→ **TASK STATEMENT**
Pull each line containing "full" out of the data and copy it.

→ **MATERIAL PROVIDED**
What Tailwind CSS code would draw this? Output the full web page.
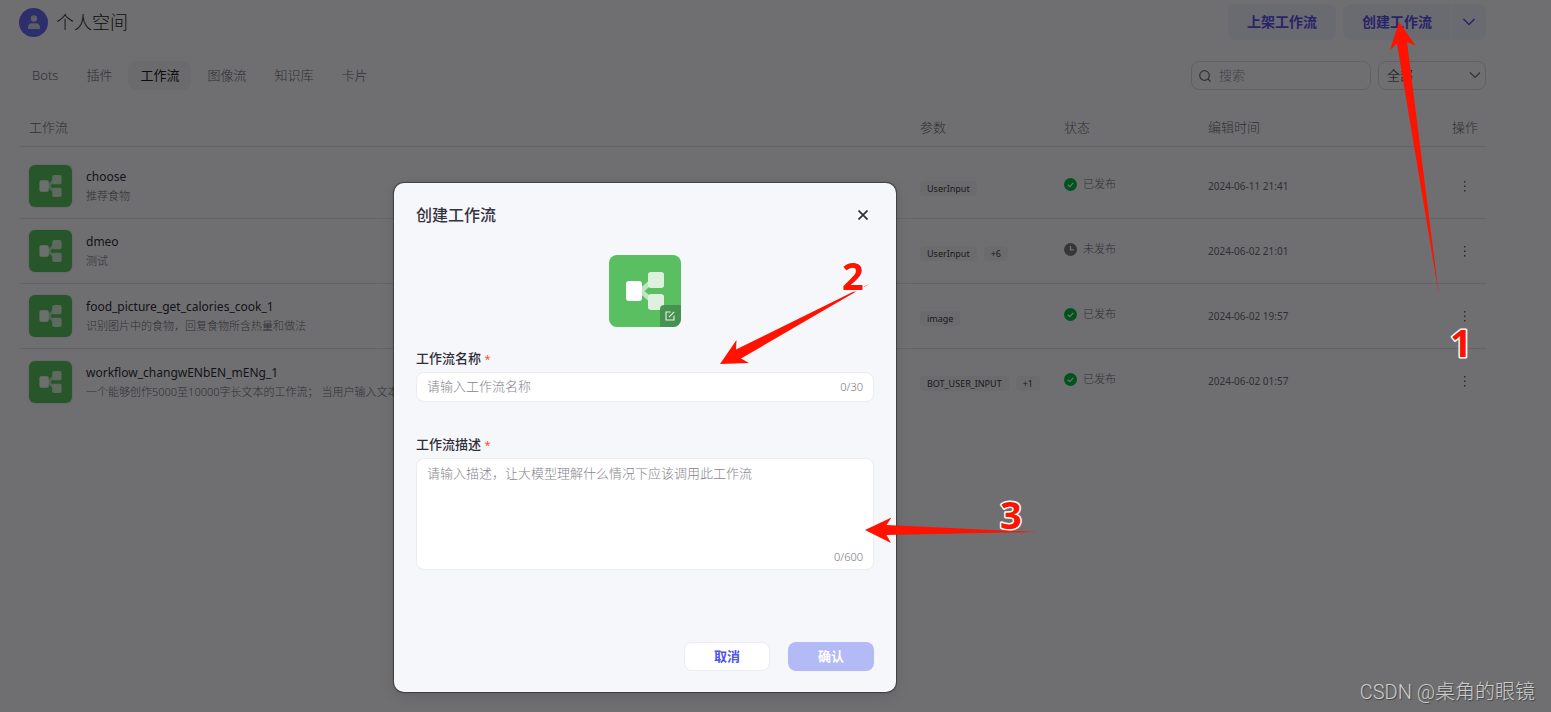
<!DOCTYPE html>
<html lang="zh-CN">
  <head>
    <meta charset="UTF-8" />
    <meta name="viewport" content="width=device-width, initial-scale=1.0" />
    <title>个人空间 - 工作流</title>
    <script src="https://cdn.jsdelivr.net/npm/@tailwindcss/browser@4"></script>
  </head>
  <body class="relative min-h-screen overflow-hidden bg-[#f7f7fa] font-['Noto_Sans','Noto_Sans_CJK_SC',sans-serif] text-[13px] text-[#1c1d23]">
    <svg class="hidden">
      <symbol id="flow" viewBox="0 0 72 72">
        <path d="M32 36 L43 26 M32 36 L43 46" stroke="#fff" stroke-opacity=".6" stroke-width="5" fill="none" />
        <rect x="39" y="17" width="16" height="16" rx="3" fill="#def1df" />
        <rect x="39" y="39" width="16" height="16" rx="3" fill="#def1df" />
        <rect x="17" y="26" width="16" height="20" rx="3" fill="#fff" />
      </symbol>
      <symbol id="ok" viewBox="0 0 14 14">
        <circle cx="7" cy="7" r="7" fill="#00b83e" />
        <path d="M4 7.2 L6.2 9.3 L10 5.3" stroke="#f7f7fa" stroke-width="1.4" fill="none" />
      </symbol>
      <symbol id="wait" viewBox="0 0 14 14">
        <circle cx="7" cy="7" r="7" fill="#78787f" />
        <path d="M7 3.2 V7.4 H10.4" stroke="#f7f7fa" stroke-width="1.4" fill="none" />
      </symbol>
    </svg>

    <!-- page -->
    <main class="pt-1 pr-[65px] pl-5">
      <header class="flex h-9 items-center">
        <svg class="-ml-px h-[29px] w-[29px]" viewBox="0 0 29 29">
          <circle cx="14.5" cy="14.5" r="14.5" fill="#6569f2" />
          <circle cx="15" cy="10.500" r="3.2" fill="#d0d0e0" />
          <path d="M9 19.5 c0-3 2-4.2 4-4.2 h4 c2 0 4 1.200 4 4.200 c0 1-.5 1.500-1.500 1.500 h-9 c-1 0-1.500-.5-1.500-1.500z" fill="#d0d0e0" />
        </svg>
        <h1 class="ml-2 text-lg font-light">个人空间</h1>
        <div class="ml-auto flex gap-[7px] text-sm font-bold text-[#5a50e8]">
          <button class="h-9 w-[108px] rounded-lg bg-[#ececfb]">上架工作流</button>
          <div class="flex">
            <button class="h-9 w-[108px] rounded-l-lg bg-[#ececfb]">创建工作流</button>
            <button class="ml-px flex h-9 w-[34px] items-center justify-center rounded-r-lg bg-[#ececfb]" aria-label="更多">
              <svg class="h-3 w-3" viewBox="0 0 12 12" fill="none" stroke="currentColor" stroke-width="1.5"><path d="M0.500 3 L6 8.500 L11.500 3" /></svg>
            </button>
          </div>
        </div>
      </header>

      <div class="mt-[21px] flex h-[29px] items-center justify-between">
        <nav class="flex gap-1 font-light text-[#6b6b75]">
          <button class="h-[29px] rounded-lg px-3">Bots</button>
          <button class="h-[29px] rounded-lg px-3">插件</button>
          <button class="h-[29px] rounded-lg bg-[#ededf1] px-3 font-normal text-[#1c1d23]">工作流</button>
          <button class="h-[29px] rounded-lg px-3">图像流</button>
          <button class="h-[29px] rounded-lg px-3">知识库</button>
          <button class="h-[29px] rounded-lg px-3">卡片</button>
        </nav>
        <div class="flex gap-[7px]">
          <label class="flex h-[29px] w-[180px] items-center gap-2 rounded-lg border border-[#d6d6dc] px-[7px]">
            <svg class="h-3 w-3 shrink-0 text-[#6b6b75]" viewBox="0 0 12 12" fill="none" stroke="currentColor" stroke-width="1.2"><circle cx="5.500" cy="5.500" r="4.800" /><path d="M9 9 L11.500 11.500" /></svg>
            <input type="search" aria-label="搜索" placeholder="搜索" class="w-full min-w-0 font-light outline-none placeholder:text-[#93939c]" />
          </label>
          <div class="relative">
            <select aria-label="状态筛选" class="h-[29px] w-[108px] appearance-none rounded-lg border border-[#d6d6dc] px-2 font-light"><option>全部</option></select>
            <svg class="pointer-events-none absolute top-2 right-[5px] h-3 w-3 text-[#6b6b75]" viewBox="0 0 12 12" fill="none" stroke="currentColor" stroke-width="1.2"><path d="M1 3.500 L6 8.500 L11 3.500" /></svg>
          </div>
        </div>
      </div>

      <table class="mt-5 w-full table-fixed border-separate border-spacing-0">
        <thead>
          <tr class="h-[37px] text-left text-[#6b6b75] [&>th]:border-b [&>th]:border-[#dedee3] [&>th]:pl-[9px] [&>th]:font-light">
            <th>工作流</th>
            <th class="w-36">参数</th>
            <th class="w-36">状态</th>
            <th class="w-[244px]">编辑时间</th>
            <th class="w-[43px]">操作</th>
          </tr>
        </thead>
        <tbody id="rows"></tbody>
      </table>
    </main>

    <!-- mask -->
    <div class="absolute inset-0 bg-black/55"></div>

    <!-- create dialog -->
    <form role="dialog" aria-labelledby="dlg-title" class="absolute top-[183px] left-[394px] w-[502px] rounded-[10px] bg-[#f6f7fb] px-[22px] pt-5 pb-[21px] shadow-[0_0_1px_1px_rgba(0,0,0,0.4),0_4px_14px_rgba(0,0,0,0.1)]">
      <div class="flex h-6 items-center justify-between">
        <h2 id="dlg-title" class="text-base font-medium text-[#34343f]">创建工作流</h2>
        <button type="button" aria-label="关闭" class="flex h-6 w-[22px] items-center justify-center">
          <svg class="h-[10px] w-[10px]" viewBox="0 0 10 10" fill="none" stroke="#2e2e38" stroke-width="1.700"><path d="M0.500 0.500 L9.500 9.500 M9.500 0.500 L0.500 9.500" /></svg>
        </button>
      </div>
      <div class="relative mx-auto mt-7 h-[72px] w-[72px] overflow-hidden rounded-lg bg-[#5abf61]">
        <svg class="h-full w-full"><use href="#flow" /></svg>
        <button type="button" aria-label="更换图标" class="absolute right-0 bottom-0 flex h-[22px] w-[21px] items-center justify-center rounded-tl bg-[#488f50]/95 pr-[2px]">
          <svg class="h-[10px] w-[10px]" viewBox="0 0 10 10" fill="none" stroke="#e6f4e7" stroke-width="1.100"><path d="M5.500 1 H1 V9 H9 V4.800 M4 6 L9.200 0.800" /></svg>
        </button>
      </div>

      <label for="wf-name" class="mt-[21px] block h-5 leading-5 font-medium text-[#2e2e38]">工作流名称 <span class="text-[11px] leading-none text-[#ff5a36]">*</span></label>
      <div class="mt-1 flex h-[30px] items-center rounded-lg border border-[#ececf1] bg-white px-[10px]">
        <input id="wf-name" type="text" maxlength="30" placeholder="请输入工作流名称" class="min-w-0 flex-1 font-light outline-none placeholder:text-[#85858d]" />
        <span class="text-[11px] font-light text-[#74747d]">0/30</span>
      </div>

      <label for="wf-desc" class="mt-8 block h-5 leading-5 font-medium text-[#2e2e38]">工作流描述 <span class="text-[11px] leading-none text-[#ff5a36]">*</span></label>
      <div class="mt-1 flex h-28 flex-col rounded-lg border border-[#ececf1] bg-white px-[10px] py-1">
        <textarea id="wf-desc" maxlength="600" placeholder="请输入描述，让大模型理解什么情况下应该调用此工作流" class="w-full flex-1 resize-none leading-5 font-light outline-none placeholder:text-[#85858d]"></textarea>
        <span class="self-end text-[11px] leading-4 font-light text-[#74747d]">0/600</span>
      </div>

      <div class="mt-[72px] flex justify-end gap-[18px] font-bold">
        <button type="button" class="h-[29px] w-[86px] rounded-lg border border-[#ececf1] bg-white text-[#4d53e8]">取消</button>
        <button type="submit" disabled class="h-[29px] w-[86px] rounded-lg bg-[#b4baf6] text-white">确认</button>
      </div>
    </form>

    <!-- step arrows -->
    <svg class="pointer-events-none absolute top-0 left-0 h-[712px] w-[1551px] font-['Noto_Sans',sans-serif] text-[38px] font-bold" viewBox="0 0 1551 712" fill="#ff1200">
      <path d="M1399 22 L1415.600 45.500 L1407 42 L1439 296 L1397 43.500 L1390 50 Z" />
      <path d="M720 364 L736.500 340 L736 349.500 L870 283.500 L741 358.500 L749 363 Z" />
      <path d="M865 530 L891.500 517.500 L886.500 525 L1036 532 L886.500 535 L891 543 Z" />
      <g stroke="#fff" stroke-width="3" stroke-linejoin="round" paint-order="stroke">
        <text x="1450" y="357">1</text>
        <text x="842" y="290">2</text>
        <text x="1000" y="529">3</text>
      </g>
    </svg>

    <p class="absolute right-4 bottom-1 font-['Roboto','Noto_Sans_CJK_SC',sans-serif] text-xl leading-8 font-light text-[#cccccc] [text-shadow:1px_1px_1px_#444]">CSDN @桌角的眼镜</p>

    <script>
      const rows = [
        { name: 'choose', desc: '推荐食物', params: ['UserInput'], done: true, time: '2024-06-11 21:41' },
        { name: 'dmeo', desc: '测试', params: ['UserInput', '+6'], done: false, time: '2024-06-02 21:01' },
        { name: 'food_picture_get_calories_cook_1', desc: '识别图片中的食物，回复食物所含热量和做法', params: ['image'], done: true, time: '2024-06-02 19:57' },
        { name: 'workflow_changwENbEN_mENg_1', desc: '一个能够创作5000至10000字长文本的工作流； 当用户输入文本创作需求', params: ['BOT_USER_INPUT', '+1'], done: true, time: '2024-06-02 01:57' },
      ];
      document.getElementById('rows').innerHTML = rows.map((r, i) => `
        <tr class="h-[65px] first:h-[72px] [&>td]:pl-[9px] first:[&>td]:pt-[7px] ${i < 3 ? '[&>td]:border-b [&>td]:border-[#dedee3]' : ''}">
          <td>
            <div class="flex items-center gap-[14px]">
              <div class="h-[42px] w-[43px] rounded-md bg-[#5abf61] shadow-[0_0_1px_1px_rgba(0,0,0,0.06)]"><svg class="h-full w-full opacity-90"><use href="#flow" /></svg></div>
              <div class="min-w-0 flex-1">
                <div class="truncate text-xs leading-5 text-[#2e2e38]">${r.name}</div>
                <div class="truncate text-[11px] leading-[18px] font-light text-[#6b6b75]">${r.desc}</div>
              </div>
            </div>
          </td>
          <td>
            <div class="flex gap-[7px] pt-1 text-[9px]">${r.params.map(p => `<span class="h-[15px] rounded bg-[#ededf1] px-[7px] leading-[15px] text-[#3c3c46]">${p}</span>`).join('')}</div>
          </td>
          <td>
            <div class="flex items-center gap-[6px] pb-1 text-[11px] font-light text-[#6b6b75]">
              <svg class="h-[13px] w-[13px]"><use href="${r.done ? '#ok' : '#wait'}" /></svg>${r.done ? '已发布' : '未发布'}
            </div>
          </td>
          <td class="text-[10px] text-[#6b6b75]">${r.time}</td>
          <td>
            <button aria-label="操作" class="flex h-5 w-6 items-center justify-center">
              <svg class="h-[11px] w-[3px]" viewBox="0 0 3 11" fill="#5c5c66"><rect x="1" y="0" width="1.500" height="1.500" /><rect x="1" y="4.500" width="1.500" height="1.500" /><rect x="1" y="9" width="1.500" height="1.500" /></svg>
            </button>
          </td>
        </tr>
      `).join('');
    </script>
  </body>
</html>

→ **EXPECTED ANSWER**
What Tailwind CSS code would draw this? Output the full web page.
            <input type="search" aria-label="搜索" placeholder="搜索" class="w-full min-w-0 font-light outline-none placeholder:text-[#93939c]" />
      <table class="mt-5 w-full table-fixed border-separate border-spacing-0">
        <svg class="h-full w-full"><use href="#flow" /></svg>
        <textarea id="wf-desc" maxlength="600" placeholder="请输入描述，让大模型理解什么情况下应该调用此工作流" class="w-full flex-1 resize-none leading-5 font-light outline-none placeholder:text-[#85858d]"></textarea>
              <div class="h-[42px] w-[43px] rounded-md bg-[#5abf61] shadow-[0_0_1px_1px_rgba(0,0,0,0.06)]"><svg class="h-full w-full opacity-90"><use href="#flow" /></svg></div>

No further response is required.